A lot of ink was spilled in the late 18th and early 19th century over this exact question, leading the German Idealists to demand such things as what the difference could possibly be between having five heavy, silver coins in my pocket and five heavy, silver, existing coins in my pocket. (Try it this way: if existence is a predicate, you should be able to make sense of the sentence, "I have five heavy, silver coins in my pocket, three of which exist." If that sentence seems odd to you, re-consider "The peach trees are." Now try "Three of the peach trees are.")

It's at least worth noting that the word "nothingness" itself contains a postulate that is by no means self-evident: namely, that "-ness" can meaningfully be attached to the term "no-thing" in the way it might be attached to "red" or "happy." When we agree to the attachment we are ceding the strange point that there is a state or condition of being in no state or condition, something very much like "being not being." Viewed this way, "nothingness" appears to be a round square.

In a similar vein I would submit that the phrase "emerged out of nothing" is grammatically sound but has no meaning, just as we can speak with perfect clarity but no content about a room full of married bachelors. The point is that the only quantum fluctuations with which we are familiar are embedded in spacetime, or are themselves expressions of spacetime, which we offhandedly refer to as "nothingness" or "emptiness" at our peril.

image: edg1

image: edg1

I was talking with Andrei Linde recently, one of the fathers of the inflationary cosmology, and he shared my concern that caution is called for when discussing the idea of quantum fluctuations birthing universes. In his words, "It is okay to say [the universe emerged from a quantum fluctuation] in some allegorical sense which may help you to address this question. But you should just remember that your formulation is imprecise. When you are trying to make it precise, you must say, 'What is this quantum fluctuation? Where did it live? If there was no space initially, then where was this fluctuation located?'"

One of the dangers - these are now my words -- is that the shorthand "emerged out of nothing" sounds too much like *creation ex nihilo,* triggering a host of religious associations that aren't contained in the physical model. Quantum fluctuations are random events; they have no causal agent, no creator. It is remotely possible that measurement or consciousness 'triggers' some aspects of them, even if they exist in our relative past, but this still wouldn't count as creation in the conventional sense.

More importantly, while not an object per se, a vacuum is still what some philosophers call "an existent" - that is to say, a given volume of spacetime is a *thing*. Vacua have complex properties, such as their expansion rates, their constant curvatures, and their energy densities. Dark energy or mere inertia? Superluminal inflation or standard metric expansion? Emptiness is these days regarded as a complicated physical phenomenon, a far cry from the existential nullity that so troubled King Lear.
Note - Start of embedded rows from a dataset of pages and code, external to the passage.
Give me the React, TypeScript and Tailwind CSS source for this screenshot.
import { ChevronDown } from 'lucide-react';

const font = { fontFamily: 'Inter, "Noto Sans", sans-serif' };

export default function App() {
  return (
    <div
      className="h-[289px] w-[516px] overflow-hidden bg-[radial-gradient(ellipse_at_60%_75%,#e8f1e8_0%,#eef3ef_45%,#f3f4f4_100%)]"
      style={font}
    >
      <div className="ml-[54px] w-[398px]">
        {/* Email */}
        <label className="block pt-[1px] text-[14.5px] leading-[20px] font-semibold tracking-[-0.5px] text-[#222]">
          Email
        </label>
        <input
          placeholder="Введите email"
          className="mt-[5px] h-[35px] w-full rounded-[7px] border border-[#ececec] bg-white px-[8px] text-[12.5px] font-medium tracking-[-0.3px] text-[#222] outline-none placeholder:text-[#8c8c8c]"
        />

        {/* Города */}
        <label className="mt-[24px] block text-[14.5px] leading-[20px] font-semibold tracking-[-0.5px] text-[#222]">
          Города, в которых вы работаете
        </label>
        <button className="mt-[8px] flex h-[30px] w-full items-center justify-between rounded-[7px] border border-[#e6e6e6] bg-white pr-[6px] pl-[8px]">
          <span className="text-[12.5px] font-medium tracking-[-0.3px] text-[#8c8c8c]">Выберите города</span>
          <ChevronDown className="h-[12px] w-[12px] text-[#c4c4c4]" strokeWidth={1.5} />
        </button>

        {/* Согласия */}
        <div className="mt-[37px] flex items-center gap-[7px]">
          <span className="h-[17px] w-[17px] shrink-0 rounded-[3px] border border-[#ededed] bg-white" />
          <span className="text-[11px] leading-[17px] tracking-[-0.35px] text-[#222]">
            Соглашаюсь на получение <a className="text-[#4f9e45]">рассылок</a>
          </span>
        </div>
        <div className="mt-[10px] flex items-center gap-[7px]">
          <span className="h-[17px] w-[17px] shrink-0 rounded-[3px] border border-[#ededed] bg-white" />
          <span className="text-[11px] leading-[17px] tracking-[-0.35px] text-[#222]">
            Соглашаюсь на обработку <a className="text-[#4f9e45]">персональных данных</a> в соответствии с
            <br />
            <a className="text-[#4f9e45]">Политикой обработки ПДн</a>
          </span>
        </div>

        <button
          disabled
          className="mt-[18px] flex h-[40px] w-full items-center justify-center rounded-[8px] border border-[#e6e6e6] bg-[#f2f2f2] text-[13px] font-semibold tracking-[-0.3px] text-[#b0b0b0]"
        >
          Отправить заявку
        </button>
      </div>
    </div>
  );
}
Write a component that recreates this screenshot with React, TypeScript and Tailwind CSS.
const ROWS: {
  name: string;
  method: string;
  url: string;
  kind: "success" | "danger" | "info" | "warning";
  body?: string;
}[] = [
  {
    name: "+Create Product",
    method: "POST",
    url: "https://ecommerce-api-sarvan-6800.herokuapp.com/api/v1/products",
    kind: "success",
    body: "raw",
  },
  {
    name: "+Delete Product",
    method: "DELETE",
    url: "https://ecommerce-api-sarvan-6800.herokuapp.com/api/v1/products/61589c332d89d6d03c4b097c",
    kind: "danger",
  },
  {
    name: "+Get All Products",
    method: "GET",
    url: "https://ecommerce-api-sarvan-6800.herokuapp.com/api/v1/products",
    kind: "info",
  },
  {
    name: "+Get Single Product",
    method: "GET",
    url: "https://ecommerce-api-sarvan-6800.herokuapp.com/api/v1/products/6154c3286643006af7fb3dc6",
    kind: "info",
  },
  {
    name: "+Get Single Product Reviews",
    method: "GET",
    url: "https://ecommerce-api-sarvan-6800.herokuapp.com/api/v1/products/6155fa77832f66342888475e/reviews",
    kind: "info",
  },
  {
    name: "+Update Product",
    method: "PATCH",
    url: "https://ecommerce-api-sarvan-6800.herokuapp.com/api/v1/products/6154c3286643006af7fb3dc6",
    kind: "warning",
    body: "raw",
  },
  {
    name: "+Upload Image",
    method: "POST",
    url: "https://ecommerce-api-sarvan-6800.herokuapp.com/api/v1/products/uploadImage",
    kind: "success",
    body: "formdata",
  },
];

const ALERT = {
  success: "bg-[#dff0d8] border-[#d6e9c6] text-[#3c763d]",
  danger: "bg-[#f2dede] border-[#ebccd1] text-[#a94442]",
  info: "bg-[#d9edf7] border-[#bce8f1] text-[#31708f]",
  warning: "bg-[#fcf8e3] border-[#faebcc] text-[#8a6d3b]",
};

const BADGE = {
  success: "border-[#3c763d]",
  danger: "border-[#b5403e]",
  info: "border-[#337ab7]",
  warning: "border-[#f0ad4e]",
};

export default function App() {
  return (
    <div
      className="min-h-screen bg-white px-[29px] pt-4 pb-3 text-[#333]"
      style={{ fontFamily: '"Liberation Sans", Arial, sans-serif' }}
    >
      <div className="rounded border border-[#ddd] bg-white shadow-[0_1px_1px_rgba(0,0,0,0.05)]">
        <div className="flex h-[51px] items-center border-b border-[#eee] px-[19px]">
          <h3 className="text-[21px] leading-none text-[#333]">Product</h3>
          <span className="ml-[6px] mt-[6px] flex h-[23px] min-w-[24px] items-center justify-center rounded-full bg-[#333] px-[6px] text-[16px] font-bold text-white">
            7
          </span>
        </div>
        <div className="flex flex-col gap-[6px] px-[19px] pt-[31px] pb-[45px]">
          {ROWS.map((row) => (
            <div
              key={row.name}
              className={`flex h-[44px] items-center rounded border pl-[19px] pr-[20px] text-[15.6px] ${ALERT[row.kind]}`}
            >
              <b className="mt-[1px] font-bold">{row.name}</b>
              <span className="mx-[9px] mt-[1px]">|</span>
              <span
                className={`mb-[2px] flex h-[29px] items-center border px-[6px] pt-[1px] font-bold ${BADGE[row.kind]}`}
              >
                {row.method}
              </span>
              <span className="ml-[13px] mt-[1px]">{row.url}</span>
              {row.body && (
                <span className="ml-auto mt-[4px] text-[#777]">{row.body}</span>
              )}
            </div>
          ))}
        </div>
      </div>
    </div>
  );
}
So if our universe did not arise out of nothing, whence did it arise? Plausibly, out of somebody else's universe.

Here's the BBC on the Caltech team:

"Although this microwave background is mostly smooth, the Cobe satellite in 1992 discovered small fluctuations that were believed to be the seeds from which the galaxy clusters we see in today's Universe grew.

Dr Adrienne Erickcek, from the California Institute of Technology (Caltech), and colleagues now believe these fluctuations contain hints that our Universe "bubbled off" from a previous one.

Their data comes from Nasa's Wilkinson Microwave Anisotropy Probe (WMAP), which has been studying the CMB since its launch in 2001."

image: Atomicjeep

image: Atomicjeep

The idea that certain regions, such as black holes, may bud off other universes within a larger hyperspace has already been floated by various cosmologists, notably the Perimeter Institute's (and FQXi's) Lee Smolin. Erickcek and her coworkers may have found supporting evidence for this rather wonderful claim. They also apparently link the model with another favorite topic among FQXi enthusiasts: the arrow of time. This they do by connecting the thermodynamic arrow and the strangely low-entropy past of our universe with its emergence from . . . well, from a previous existent.

BBC again:

"The second law [of thermodynamics] cannot be escaped, but Professor Carroll pointed out that it depends on a major assumption - that the Universe began its life in an ordered state.

This makes understanding the roots of this most fundamental of laws a job for cosmologists ( . . . )

In his presentation, the Caltech astronomer explained that by creating a Big Bang from the cold space of a previous universe, the new universe begins its life in just such an ordered state.

The apparent direction of time - and the fact that it's hard to put a broken egg back together - is the consequence.

( . . . )

If the Caltech team's work is correct, we may already have the first information about what came before our own Universe."

It is that final statement, both casual and startling, that turned my head. After all, it was only a few years ago that Pope John Paul II warned Stephen Hawking against studying the beginning of the universe, as this region was thought to be off-limits to mere mortals. Sinister consequences have often been dreamed to lurk behind the limits of the known, and surely the Big Bang is the ultimate limit. If not impious, asking what came before the Beginning must at least be hopeless, as nonsensical as hunting for those married bachelors.

But the history of the scientific enterprise has been one of relentless expansion - not just of knowledge, but of the horizons of knowledge. Thanks to people such as Erickcek, partly thanks to sites such as this one, the question of what that "nothingness" that came before everything actually was -- what nature looked like in the time before Time -- is becoming a little more commonplace. That doesn't mean any particular pre-cosmos model is more or less likely to pan out, from Linde's Eternal Chaotic Inflation to Hawking's weird Instanton; but it does mean that scientific theories of what existed before our universe existed are becoming more *thinkable.*

And conceiving of something is, of course, the essential precondition of progress. First, we have to be able to imagine.